Vision-based human action recognition (HAR) has emerged as a prominent area of interest in computer vision and artificial intelligence. Its primary objective is to detect and analyze human actions from unknown video sequences, thereby enabling a deeper understanding and interpretation of such actions. HAR has been applied to various domains, including security [3,4,5], healthcare [6,7,8], and sports [9,10,11]. Vision-based HAR systems have been employed to support quantitative evaluation and judgment in various sports [12,13,14,15,16,17,18]. However, few studies have reported the application of action recognition technology in martial arts disciplines, such as Taekwondo [1,2]. In previous studies, action recognition approaches using RGB and RGB-D images have been proposed. These included methods that emphasized the dominant poses associated with each action in RGB-D videos as an input to convolutional neural networks (CNNs) [19] as well as techniques that enhanced the structural information of body parts, joints, and temporal scales by representing sequences of depth maps as structured dynamic images [20]. However, the rapid-action characteristics of martial arts pose challenges to motion capture because of insufficient sharpness and intermittent frame loss. Furthermore, the dynamic nature and wide range of actions in martial arts render the RGB-D methods inadequate. These approaches are also susceptible to domain shifts caused by environmental changes and cannot accurately predict dynamic actions.

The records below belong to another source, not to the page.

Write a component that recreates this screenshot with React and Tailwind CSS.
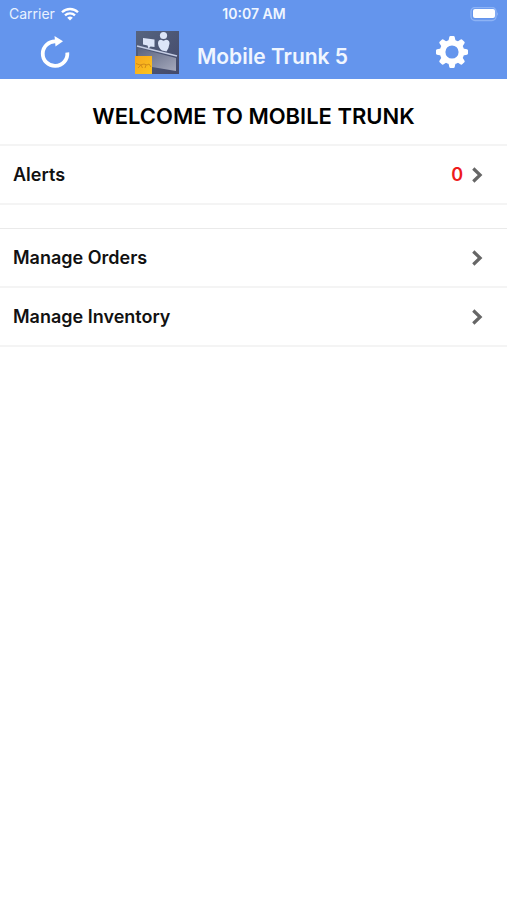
function WifiIcon() {
  return (
    <svg aria-hidden="true" viewBox="0 0 18 14" className="h-3.5 w-[18px]" fill="none" stroke="white" strokeWidth="2.3">
      <path d="M1 5.3a11.4 11.4 0 0 1 16 0" />
      <path d="M4 8.3a7.2 7.2 0 0 1 10 0" />
      <path d="M9 13.6 6.2 10.8a4 4 0 0 1 5.6 0Z" fill="white" stroke="none" />
    </svg>
  );
}

function BatteryIcon() {
  return (
    <svg aria-hidden="true" viewBox="0 0 30 15" className="h-[15px] w-[30px]">
      <rect x="2" y="0.5" width="25" height="13" rx="4" fill="none" stroke="#8db3f5" strokeWidth="1.4" />
      <rect x="4" y="2" width="22" height="9" rx="2" fill="white" />
      <path d="M28.3 5q1.5 2 0 4Z" fill="#a3c3f8" />
    </svg>
  );
}

function RefreshIcon() {
  return (
    <svg aria-hidden="true" viewBox="0 0 32 34" className="h-[34px] w-8" fill="none">
      <path d="M28.3 17.5A12.3 12.3 0 1 1 17 6.4" stroke="white" strokeWidth="3.8" />
      <path d="M15.5 1 24 6.3 16.5 11.4Z" fill="white" />
    </svg>
  );
}

function GearIcon() {
  const teeth = [0, 45, 90, 135, 180, 225, 270, 315];
  return (
    <svg aria-hidden="true" viewBox="-16 -16 32 32" className="size-8">
      <circle r="9.4" fill="none" stroke="white" strokeWidth="5.6" />
      {teeth.map((angle) => (
        <path
          key={angle}
          d="M-3.6-11-2.7-15Q-2.5-16-1.5-16H1.5Q2.5-16 2.7-15L3.6-11Z"
          fill="white"
          transform={`rotate(${angle})`}
        />
      ))}
    </svg>
  );
}

function TrunkLogo() {
  return (
    <svg aria-hidden="true" viewBox="0 0 44 44" className="size-11">
      <defs>
        <linearGradient id="logo-back" x1="0" y1="0" x2="1" y2="1">
          <stop offset="0" stopColor="#56647f" />
          <stop offset="1" stopColor="#43496a" />
        </linearGradient>
        <linearGradient id="logo-desk" x1="0" y1="0" x2="1" y2="1">
          <stop offset="0" stopColor="#59627e" />
          <stop offset="1" stopColor="#a5a9bc" />
        </linearGradient>
        <linearGradient id="logo-badge" x1="0" y1="0" x2="1" y2="1">
          <stop offset="0" stopColor="#f7a51c" />
          <stop offset="1" stopColor="#fbc51f" />
        </linearGradient>
      </defs>
      <rect x="1" y="1" width="43" height="43" fill="url(#logo-back)" />
      <path d="M3 18 41 28V41L17 37V26H3Z" fill="url(#logo-desk)" />
      <path d="M2 16 42 26" stroke="#c5cde4" strokeWidth="1.6" />
      <path d="M8 8 19.5 9.5V17L15.5 16.5 13.5 18.5 12.5 15.5 8 14.5Z" fill="#dce5f8" />
      <circle cx="28.5" cy="5.5" r="3.6" fill="#dce5f8" />
      <path d="M23 13.5Q23 9.8 26 9.8L28.5 10.8 31 9.8Q34.5 9.8 34.5 13.5 34 18 31.5 21.5L27 20.5Q23.5 18 23 13.5Z" fill="#dce5f8" />
      <rect x="0" y="26" width="17" height="18" fill="url(#logo-badge)" />
      <path d="M1 33.5 5 35 9 34 12 35 14 34 16 37M3 38 6 35 7.5 38M10 38 11 35" stroke="#d38c18" strokeWidth="1" fill="none" />
    </svg>
  );
}

function Chevron() {
  return (
    <svg aria-hidden="true" viewBox="0 0 12 16" className="h-4 w-3" fill="none" stroke="#666666" strokeWidth="3.2">
      <path d="M2.3 1.5 9.1 8 2.3 14.5" />
    </svg>
  );
}

function MenuRow({ label, count }) {
  return (
    <button type="button" className="flex h-[57px] w-full items-center pr-6 pl-[13px] text-left">
      <span className="flex-1 text-lg font-semibold text-[#111111]">{label}</span>
      {count !== undefined && <span className="mr-2 text-lg font-semibold text-[#ee1b1b]">{count}</span>}
      <Chevron />
    </button>
  );
}

export default function App() {
  return (
    <div className="min-h-screen bg-white font-['Inter',sans-serif] text-black">
      <header className="bg-[#6495ed] text-white">
        <div className="grid h-7 grid-cols-3 items-center pr-2 pl-[9px] text-sm">
          <div className="flex items-center gap-1.5 text-[#e9f2ff]">
            <span>Carrier</span>
            <WifiIcon />
          </div>
          <span className="text-center font-semibold text-[#f0f6ff]">10:07 AM</span>
          <div className="flex justify-end">
            <BatteryIcon />
          </div>
        </div>
        <div className="flex h-[51px] items-center px-[39px] pb-1">
          <button type="button" aria-label="Refresh">
            <RefreshIcon />
          </button>
          <div className="flex flex-1 items-center justify-center gap-[18px] pr-6">
            <TrunkLogo />
            <h2 className="pt-2.5 text-[21px] leading-7 font-semibold text-[#f0f6ff]">Mobile Trunk 5</h2>
          </div>
          <button type="button" aria-label="Settings">
            <GearIcon />
          </button>
        </div>
      </header>
      <main>
        <h1 className="pt-[23px] pb-3.5 text-center text-[22px] leading-7 font-semibold">WELCOME TO MOBILE TRUNK</h1>
        <section className="border-y-2 border-[#f4f4f4]">
          <MenuRow label="Alerts" count={0} />
        </section>
        <nav className="mt-[23px] border-t border-[#eaeaea]">
          <ul>
            <li className="border-b-2 border-[#f4f4f4]">
              <MenuRow label="Manage Orders" />
            </li>
            <li className="border-b-2 border-[#f4f4f4]">
              <MenuRow label="Manage Inventory" />
            </li>
          </ul>
        </nav>
      </main>
    </div>
  );
}
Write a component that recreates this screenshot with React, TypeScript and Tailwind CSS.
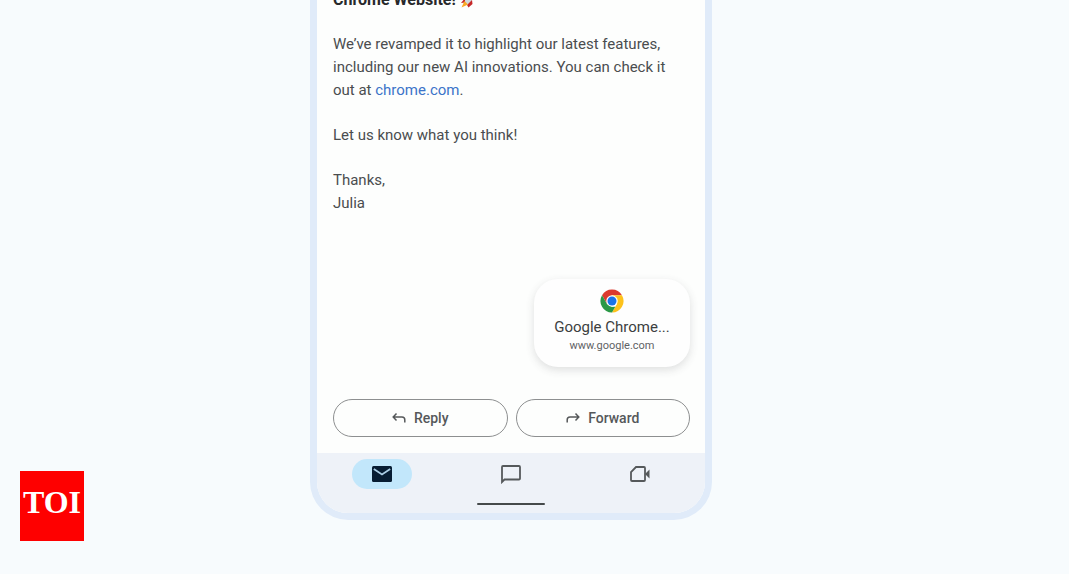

Recent research on action recognition incorporated skeletal data into complex human action recognition [21,22,23,24,25,26,27,28,29,30]. For instance, Du et al. proposed an architecture that divided the human skeleton into five parts and fed them into separate subnetworks instead of using recurrent neural networks to process the entire skeleton as an input [31]. Yan et al. introduced an action recognition method based on graph convolutional networks (GCNs) considering the spatiotemporal features of skeletons [19]. Subsequently, GCN-related studies [23,25,26,27,29], including those by Duan et al., generated heatmaps using skeletons to address the limitations of GCN methods related to the accuracy of skeleton coordinates and integration with other modality data [22]. In skeleton-based action recognition, skeleton representation provides core information that is highly relevant to human behavior. Unlike RGB-D models, it remains robust against variations in illumination, changes in clothing, and environmental factors.

Previous approaches used for action recognition primarily relied on images obtained from a single perspective. However, in the context of the poomsae evaluation, the same movement may appear differently when captured from different viewpoints, posing challenges for accurate recognition. Furthermore, single-view action recognition requires training models specific to each viewpoint, thereby necessitating retraining efforts when dealing with images captured from other viewpoints. This results in potential time and resource constraints. Moreover, single-view action recognition predominantly focuses on discerning individual movements, thereby presenting difficulties in recognizing complex movements involving multiple actions.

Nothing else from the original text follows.